Beyond specific taxes, the Mongol era bequeathed a cultural expectation of bureaucratic rationality. The detailed record-keeping, the use of seals and protocols to authenticate tax documents, and the principle that subjects should know exactly what they owed—all outlasted the khans. The Iranian administrative lexicon retained Mongolian words such as darugha and tamgha well into the Qajar period, a linguistic fossil of the profound reorganization that began in the 13th century. Even the physical layout of some Persian cities, with caravanserais and customs houses built to support the yam and the tamgha collections, reflected this legacy.

Conclusion

The Mongol influence on Persian taxation was not simply a matter of imposing a foreign yoke; it was a complex process of administrative synthesis that harnessed the conquerors’ mania for central control to Persia’s existing traditions of scribal governance. Through the darughachi network, the qubchur censuses, and the introduction of standardized levies like the qalan and tamgha, the Ilkhanid state rewrote the social contract between ruler and peasant.
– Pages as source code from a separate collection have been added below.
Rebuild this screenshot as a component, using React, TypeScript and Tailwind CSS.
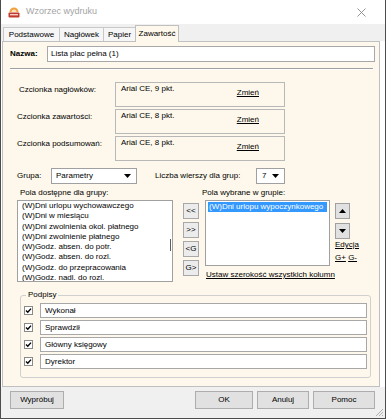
import React from "react";

function Arrow({ up }: { up?: boolean }) {
  return (
    <svg width="7" height="4" viewBox="0 0 7 4">
      <path d={up ? "M0 4 L3.5 0 L7 4 Z" : "M0 0 L7 0 L3.5 4 Z"} fill="#000" />
    </svg>
  );
}

function Check() {
  return (
    <div className="w-[9px] h-[9px] bg-white border border-[#8a8a8a] flex items-center justify-center">
      <svg width="7" height="7" viewBox="0 0 7 7">
        <path d="M1 3.5 L2.8 5.3 L6 1.6" stroke="#000" strokeWidth="1.4" fill="none" />
      </svg>
    </div>
  );
}

const available = [
  "(W)Dni urlopu wychowawczego",
  "(W)Dni w miesiącu",
  "(W)Dni zwolnienia okol. płatnego",
  "(W)Dni zwolnienie płatnego",
  "(W)Godz. absen. do potr.",
  "(W)Godz. absen. do rozl.",
  "(W)Godz. do przepracowania",
  "(W)Godz. nadl. do rozl.",
];

const fonts = [
  { label: "Czcionka nagłówków:", value: "Arial CE, 9 pkt.", pad: "pl-[16px]" },
  { label: "Czcionka zawartości:", value: "Arial CE, 8 pkt.", pad: "pl-[14px]" },
  { label: "Czcionka podsumowań:", value: "Arial CE, 8 pkt.", pad: "pl-[14px]" },
];

const signatures = ["Wykonał", "Sprawdził", "Główny księgowy", "Dyrektor"];

export default function App() {
  return (
    <div className="relative w-[386px] h-[419px] bg-white border-x border-b border-[#4d4d4d] flex flex-col overflow-hidden font-['Liberation_Sans',Arial,sans-serif] text-[8px] text-black">
      {/* title bar */}
      <div className="h-[24px] flex items-center pl-[7px]">
        <svg width="12" height="12" viewBox="0 0 12 12">
          <path d="M1.5 6 A4.5 4.5 0 0 1 10.5 6 Z" fill="#f0a040" />
          <path d="M3.5 6 A2.5 2.5 0 0 1 8.5 6 Z" fill="#fbe3b8" />
          <rect x="0.5" y="6.5" width="11" height="5" rx="1" fill="#c0392b" />
          <rect x="2" y="8" width="8" height="1.4" fill="#f5d0c8" />
        </svg>
        <span className="ml-[6px] text-[9px] text-[#a3a3a3]">Wzorzec wydruku</span>
        <svg className="ml-auto mr-[19px]" width="9" height="9" viewBox="0 0 9 9">
          <path d="M0.5 0.5 L8.5 8.5 M8.5 0.5 L0.5 8.5" stroke="#8a8a8a" strokeWidth="0.9" />
        </svg>
      </div>

      {/* tabs */}
      <div className="h-[17px] bg-[#f0f0f0] flex items-end pl-[2px]">
        <div className="w-[56px] h-[14px] bg-[#f6f6f6] border-t border-l border-[#c8c8c8] flex items-center justify-center">Podstawowe</div>
        <div className="w-[44px] h-[14px] bg-[#f6f6f6] border-t border-l border-[#c8c8c8] flex items-center justify-center">Nagłówek</div>
        <div className="w-[32px] h-[14px] bg-[#f6f6f6] border-t border-l border-[#c8c8c8] flex items-center justify-center">Papier</div>
        <div className="relative z-10 -mb-px w-[44px] h-[17px] bg-[#fdf8eb] border-t border-x border-[#c0c0c0] flex items-center justify-center">Zawartość</div>
      </div>

      {/* panel */}
      <div className="ml-[1px] w-[378px] h-[346px] bg-[#fdf8eb] border border-[#c0c0c0] flex flex-col">
        <div className="mt-[4px] h-[16px] flex items-center pl-[7px] pr-[4px]">
          <span className="w-[37px] font-bold">Nazwa:</span>
          <div className="flex-1 h-[16px] bg-white border border-[#a8a8a8] pl-[3px] flex items-center">Lista płac pełna (1)</div>
        </div>
        <div className="mt-[6px] ml-[7px] mr-[6px] border-t border-t-[#a0a0a0] border-b border-b-white" />

        <div className="mt-[12px] flex flex-col gap-[2px]">
          {fonts.map((f) => (
            <div key={f.label} className="flex items-start h-[25px]">
              <span className={`w-[112px] pt-[2px] leading-[12px] ${f.pad}`}>{f.label}</span>
              <div className="w-[170px] h-[25px] border border-[#b8b8b8] flex justify-between">
                <span className="pl-[5px] leading-[11px]">{f.value}</span>
                <span className="self-center mb-[3px] mr-[25px] underline">Zmień</span>
              </div>
            </div>
          ))}
        </div>

        <div className="mt-[7px] h-[16px] flex items-center pl-[14px]">
          <span className="w-[34px]">Grupa:</span>
          <div className="w-[86px] h-[16px] bg-white border border-[#a0a0a0] flex items-center justify-between pl-[4px] pr-[5px]">
            <span>Parametry</span>
            <Arrow />
          </div>
          <span className="ml-[18px] w-[101px] whitespace-nowrap">Liczba wierszy dla grup:</span>
          <div className="w-[29px] h-[16px] bg-white border border-[#a0a0a0] flex items-center justify-between pl-[5px] pr-[5px]">
            <span>7</span>
            <Arrow />
          </div>
        </div>

        <div className="mt-[3px] h-[12px] flex items-center pl-[17px]">
          <span className="w-[182px]">Pola dostępne dla grupy:</span>
          <span>Pola wybrane w grupie:</span>
        </div>

        <div className="mt-[1px] flex items-start pl-[14px]">
          <div className="relative w-[156px] h-[82px] bg-white border border-[#a0a0a0] pl-[4px] leading-[10.3px] overflow-hidden">
            {available.map((a) => (
              <div key={a} className="whitespace-nowrap">{a}</div>
            ))}
            <div className="absolute right-[1px] top-[38px] w-px h-[12px] bg-[#606060]" />
          </div>

          <div className="ml-[10px] mt-[3px] flex flex-col gap-[3px]">
            {["<<", ">>", "<G", "G>"].map((b) => (
              <div key={b} className="w-[16px] h-[16px] bg-[#ececec] border border-[#a8a8a8] flex items-center justify-center">{b}</div>
            ))}
          </div>

          <div className="ml-[6px] flex flex-col">
            <div className="flex items-start">
              <div className="w-[125px] h-[66px] bg-white border border-[#a0a0a0] pt-[1px] px-[2px]">
                <div className="bg-[#3399ff] text-white leading-[10px] pl-[1px] whitespace-nowrap">(W)Dni urlopu wypoczynkowego</div>
              </div>
              <div className="ml-[5px] flex flex-col">
                <div className="mt-[3px] w-[15px] h-[16px] bg-[#e1e1e1] border border-[#a0a0a0] flex items-center justify-center"><Arrow up /></div>
                <div className="mt-[4px] w-[15px] h-[16px] bg-[#e1e1e1] border border-[#a0a0a0] flex items-center justify-center"><Arrow /></div>
                <span className="mt-[1px] leading-[10px] underline">Edycja</span>
                <span className="mt-[3px] leading-[10px] whitespace-nowrap"><span className="underline">G+</span> <span className="underline">G-</span></span>
              </div>
            </div>
            <span className="mt-[4px] pl-[1px] leading-[10px] underline whitespace-nowrap">Ustaw szerokość wszystkich kolumn</span>
          </div>
        </div>

        <fieldset className="mt-[7px] ml-[17px] w-[351px] border border-[#d0d0d0] rounded-[3px] px-[3px] pb-[8px]">
          <legend className="ml-[2px] px-[2px] leading-[12px]">Podpisy</legend>
          <div className="pt-[2px] flex flex-col gap-[2px]">
            {signatures.map((s) => (
              <div key={s} className="flex items-center h-[15px]">
                <Check />
                <div className="ml-[7px] flex-1 h-[15px] bg-white border border-[#a8a8a8] pl-[4px] flex items-center">{s}</div>
              </div>
            ))}
          </div>
        </fieldset>
      </div>

      {/* bottom bar */}
      <div className="relative flex-1 bg-[#f0f0f0] flex items-start pt-[4px]">
        <div className="ml-[9px] w-[54px] h-[18px] bg-[#e1e1e1] border border-[#adadad] flex items-center justify-center">Wypróbuj</div>
        <div className="ml-auto w-[58px] h-[18px] bg-[#e1e1e1] border border-[#adadad] flex items-center justify-center">OK</div>
        <div className="ml-[4px] w-[52px] h-[18px] bg-[#e1e1e1] border border-[#adadad] flex items-center justify-center">Anuluj</div>
        <div className="ml-[4px] mr-[10px] w-[62px] h-[18px] bg-[#e1e1e1] border border-[#adadad] flex items-center justify-center">Pomoc</div>
        <svg className="absolute right-[1px] bottom-[1px]" width="10" height="10" viewBox="0 0 10 10">
          <path d="M9 2 L2 9 M9 5 L5 9 M9 8 L8 9" stroke="#a0a0a0" strokeWidth="0.8" />
        </svg>
      </div>
    </div>
  );
}
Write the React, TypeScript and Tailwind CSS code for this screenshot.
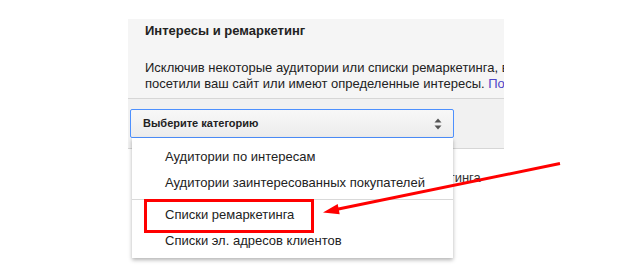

The reforms of Ghazan Khan, in particular, demonstrated that it was possible to combine steppe efficiency with Islamic jurisprudence to create a more predictable and—by the standards of the time—fairer system. The subsequent centuries of Persian statecraft, from the Timurids to the Safavids and beyond, were built on that foundation. To understand why Iranian governance looked the way it did in the early modern period, one must look back to the administrative laboratory of the Mongol period, where Persian, Chinese, and Inner Asian practices fused to create a durable fiscal order that resounded long after the last Ilkhan had faded into history.